Exercise instructions: Retype the records below from their first line through the line holding "import React from 'react';", including both ends and no pictures.

Data in this exercise:
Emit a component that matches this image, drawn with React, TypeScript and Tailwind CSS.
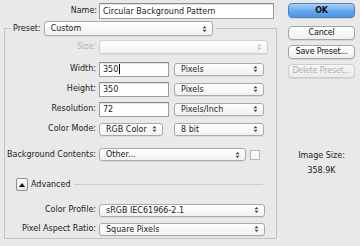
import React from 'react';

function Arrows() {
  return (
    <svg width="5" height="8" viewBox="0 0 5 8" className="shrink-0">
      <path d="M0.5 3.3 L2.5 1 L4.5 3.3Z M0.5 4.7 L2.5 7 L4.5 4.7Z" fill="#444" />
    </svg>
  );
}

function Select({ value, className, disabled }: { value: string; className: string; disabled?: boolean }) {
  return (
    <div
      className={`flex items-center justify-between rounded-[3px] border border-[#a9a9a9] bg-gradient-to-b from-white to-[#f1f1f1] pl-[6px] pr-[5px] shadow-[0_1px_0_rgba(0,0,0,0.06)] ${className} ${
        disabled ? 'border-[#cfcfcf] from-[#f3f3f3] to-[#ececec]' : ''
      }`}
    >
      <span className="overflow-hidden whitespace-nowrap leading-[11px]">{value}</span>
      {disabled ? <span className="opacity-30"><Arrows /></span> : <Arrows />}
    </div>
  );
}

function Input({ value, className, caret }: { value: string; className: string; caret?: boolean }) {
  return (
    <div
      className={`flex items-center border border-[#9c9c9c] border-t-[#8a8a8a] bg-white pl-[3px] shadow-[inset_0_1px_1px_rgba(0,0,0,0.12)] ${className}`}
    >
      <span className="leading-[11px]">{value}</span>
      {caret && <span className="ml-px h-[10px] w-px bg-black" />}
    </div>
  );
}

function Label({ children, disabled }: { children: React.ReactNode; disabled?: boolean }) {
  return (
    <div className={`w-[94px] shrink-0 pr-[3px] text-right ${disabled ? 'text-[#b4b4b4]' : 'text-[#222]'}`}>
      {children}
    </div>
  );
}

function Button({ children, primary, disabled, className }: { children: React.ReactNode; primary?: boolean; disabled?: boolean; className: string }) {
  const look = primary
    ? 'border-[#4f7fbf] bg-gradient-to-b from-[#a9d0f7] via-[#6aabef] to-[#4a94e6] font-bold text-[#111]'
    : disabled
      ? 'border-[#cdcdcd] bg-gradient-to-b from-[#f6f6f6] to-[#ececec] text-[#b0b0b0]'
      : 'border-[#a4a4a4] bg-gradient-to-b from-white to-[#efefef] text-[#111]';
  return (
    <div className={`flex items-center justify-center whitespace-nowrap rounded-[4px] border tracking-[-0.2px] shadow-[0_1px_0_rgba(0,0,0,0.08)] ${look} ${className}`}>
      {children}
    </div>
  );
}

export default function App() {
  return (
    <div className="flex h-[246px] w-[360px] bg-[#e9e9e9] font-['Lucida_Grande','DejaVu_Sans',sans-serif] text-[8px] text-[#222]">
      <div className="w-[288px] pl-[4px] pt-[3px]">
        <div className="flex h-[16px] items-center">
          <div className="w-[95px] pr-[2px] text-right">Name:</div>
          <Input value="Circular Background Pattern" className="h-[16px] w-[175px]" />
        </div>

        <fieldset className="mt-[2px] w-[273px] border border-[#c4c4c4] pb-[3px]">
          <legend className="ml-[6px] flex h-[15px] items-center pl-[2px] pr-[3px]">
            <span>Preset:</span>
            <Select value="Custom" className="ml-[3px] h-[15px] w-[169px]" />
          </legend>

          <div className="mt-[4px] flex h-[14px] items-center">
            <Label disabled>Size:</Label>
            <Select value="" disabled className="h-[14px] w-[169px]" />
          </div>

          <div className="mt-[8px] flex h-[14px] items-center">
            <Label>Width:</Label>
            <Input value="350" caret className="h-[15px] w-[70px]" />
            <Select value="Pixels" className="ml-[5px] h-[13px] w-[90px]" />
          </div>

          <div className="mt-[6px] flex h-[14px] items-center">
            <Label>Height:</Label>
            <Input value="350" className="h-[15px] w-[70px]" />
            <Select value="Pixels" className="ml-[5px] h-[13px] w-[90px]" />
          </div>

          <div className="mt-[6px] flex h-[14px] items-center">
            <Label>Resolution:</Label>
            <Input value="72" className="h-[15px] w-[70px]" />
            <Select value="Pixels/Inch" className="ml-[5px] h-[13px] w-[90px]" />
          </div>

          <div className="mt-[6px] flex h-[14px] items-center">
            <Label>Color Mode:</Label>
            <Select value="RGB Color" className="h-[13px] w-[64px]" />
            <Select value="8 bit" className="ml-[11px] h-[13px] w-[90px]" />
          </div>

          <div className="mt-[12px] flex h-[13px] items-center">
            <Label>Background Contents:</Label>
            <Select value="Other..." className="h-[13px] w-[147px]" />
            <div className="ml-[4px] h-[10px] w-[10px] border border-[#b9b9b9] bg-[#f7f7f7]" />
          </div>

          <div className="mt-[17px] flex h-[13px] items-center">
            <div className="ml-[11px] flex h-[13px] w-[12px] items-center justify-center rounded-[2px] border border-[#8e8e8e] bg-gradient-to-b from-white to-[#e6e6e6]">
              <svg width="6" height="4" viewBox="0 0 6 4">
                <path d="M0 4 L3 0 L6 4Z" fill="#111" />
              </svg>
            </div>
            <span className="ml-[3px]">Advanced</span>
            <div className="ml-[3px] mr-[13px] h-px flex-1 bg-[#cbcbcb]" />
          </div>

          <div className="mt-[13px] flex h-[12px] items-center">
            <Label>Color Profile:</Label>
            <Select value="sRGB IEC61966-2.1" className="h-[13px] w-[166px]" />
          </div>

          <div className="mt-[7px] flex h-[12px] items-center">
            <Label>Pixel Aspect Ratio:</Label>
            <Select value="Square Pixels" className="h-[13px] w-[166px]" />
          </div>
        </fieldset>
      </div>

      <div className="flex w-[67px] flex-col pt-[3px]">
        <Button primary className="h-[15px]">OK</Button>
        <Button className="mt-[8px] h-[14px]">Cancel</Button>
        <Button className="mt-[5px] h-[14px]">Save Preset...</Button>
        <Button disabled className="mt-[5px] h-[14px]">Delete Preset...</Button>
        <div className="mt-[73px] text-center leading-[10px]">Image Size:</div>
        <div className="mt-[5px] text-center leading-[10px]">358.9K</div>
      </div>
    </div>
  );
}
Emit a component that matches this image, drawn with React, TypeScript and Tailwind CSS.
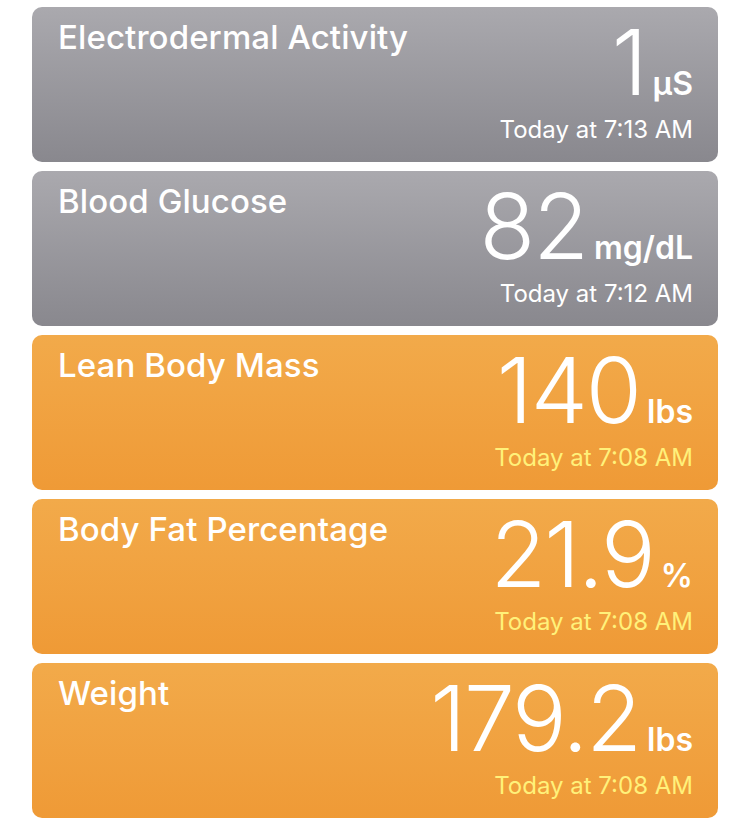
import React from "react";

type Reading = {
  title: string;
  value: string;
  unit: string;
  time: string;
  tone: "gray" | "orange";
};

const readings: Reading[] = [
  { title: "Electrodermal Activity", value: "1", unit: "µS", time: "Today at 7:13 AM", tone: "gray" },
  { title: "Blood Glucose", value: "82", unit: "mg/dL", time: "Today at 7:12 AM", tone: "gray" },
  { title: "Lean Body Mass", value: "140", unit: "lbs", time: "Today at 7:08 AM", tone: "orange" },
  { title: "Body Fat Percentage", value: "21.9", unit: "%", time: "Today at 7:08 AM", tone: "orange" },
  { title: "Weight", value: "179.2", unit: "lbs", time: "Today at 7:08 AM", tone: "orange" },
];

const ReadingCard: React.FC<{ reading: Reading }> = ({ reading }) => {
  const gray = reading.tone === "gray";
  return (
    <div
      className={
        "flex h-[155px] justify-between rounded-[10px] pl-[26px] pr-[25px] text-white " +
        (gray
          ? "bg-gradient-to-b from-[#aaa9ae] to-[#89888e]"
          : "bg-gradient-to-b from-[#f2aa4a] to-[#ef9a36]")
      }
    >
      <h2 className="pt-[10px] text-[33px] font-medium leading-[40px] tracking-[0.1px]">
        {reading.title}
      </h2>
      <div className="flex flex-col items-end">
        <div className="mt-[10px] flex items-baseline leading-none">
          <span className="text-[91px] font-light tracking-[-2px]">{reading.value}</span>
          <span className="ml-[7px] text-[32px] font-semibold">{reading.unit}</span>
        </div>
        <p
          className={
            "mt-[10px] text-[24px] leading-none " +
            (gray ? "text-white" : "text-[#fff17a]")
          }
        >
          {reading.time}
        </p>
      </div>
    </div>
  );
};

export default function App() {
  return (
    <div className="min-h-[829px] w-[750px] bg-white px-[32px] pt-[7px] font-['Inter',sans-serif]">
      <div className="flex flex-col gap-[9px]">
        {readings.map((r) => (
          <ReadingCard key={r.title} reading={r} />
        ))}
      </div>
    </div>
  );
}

Result of the exercise:
Emit a component that matches this image, drawn with React, TypeScript and Tailwind CSS.
import React from 'react';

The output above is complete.